Right now the Fed is sitting at 3.5-3.75% on the federal funds rate. That's actually higher than what Canada, China, the EU, Japan, and South Korea are running. Trump's been pretty vocal about wanting rates at 1% or even lower, but there's this little problem called inflation still running hot. December showed CPI at 2.4% and PCE at 2.9%, both above the Fed's 2% target.
Here's where the US interest rates history gets interesting. Since 1990, the Fed has cut rates 58 times. What happened after those cuts? The S&P 500 returned a median of about 10% over the following year. But if you strip out the recession-era cuts, that number jumps to 11%. We're not in a recession right now, so theoretically, if cuts happen, you're looking at roughly 50-50 odds of seeing that 11% return.
The thing is, the market's currently pricing in less than 5% odds of a March cut according to CME data. Most traders aren't expecting anything until June at the earliest, and even that's iffy. The inflation situation keeps getting in the way.

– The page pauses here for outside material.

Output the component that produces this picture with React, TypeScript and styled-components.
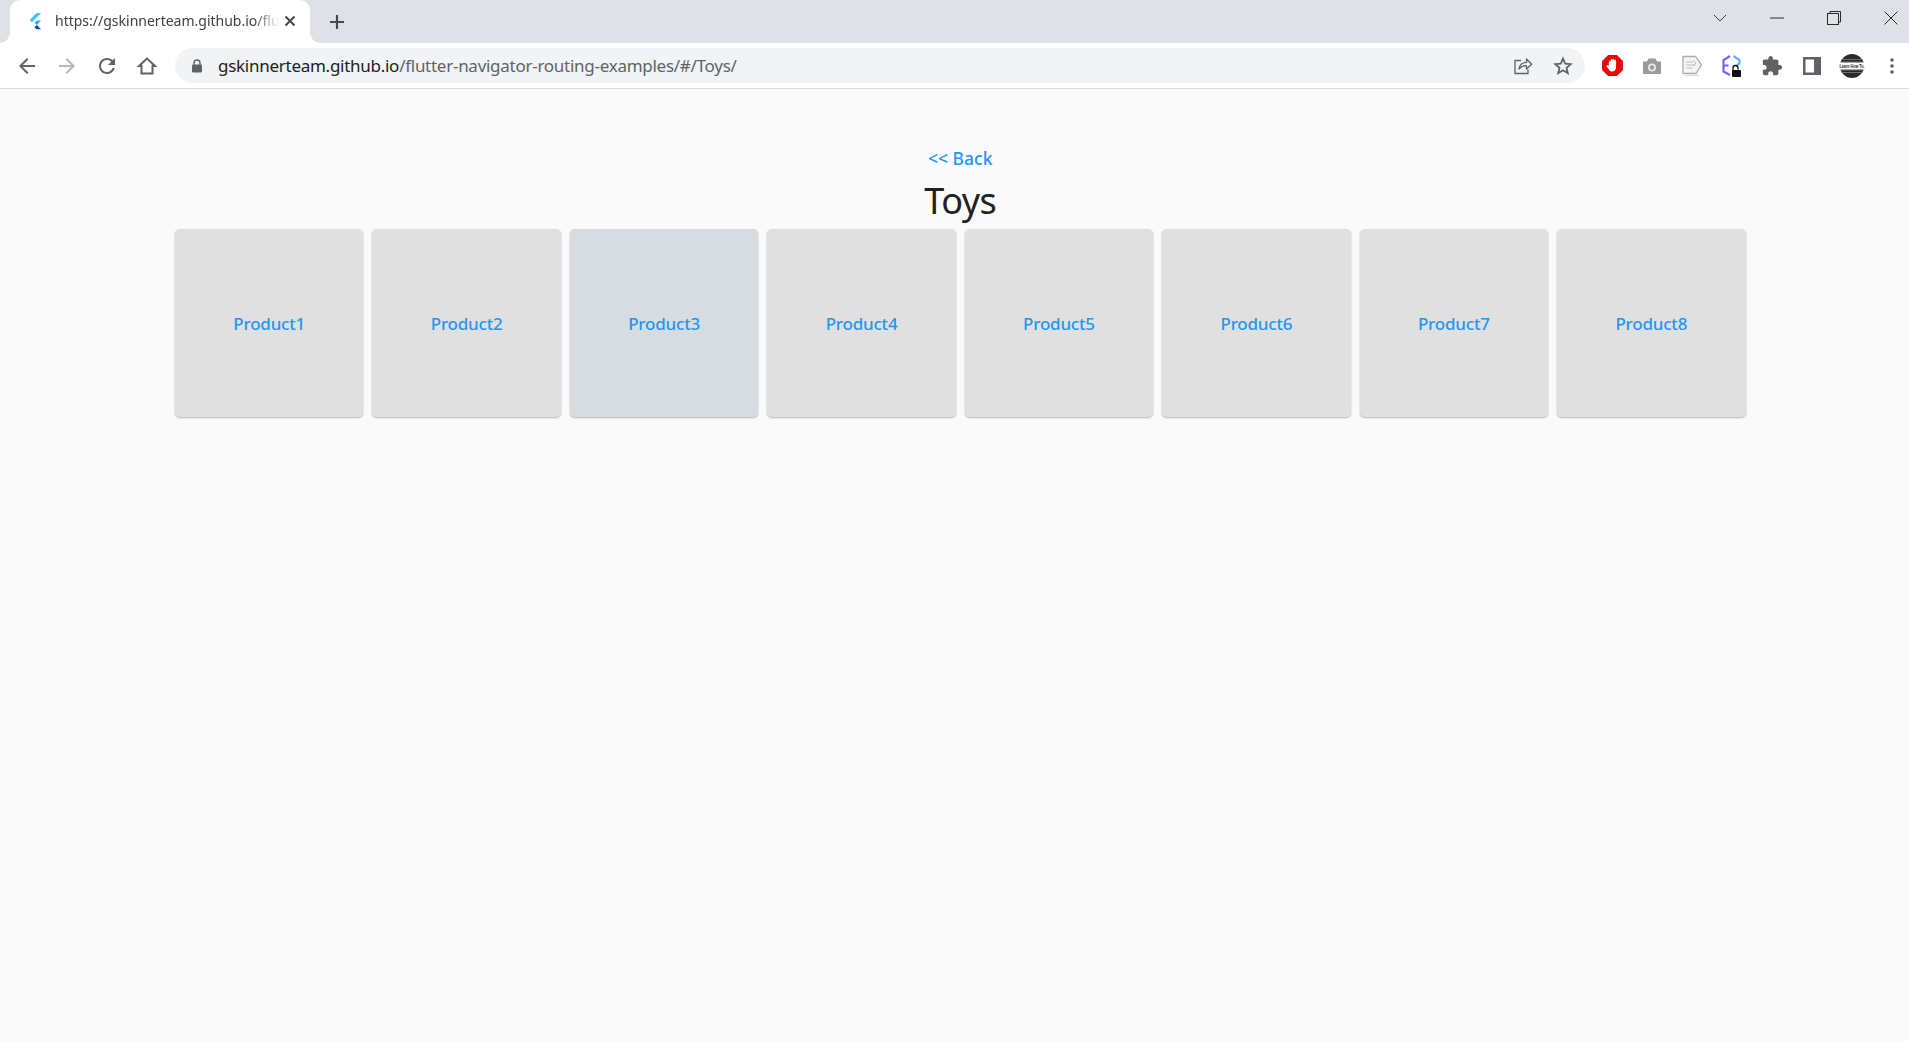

So we've got this standoff where Trump's pushing hard for lower rates, but the Fed's basically saying not yet. Looking at the broader US interest rates history, whenever the Fed has cut outside of recessions, equities have generally performed well. The logic checks out too—cheaper borrowing costs mean more spending, more growth, better corporate earnings. But that only works if inflation cooperates, and right now it's not.
My take? The stock market's probably going to stay rangy until we get clearer inflation data that actually gives the Fed cover to move. Trump gets his pressure in, but monetary policy isn't really a political tool, even if everyone acts like it is. Watch the economic data more than the headlines.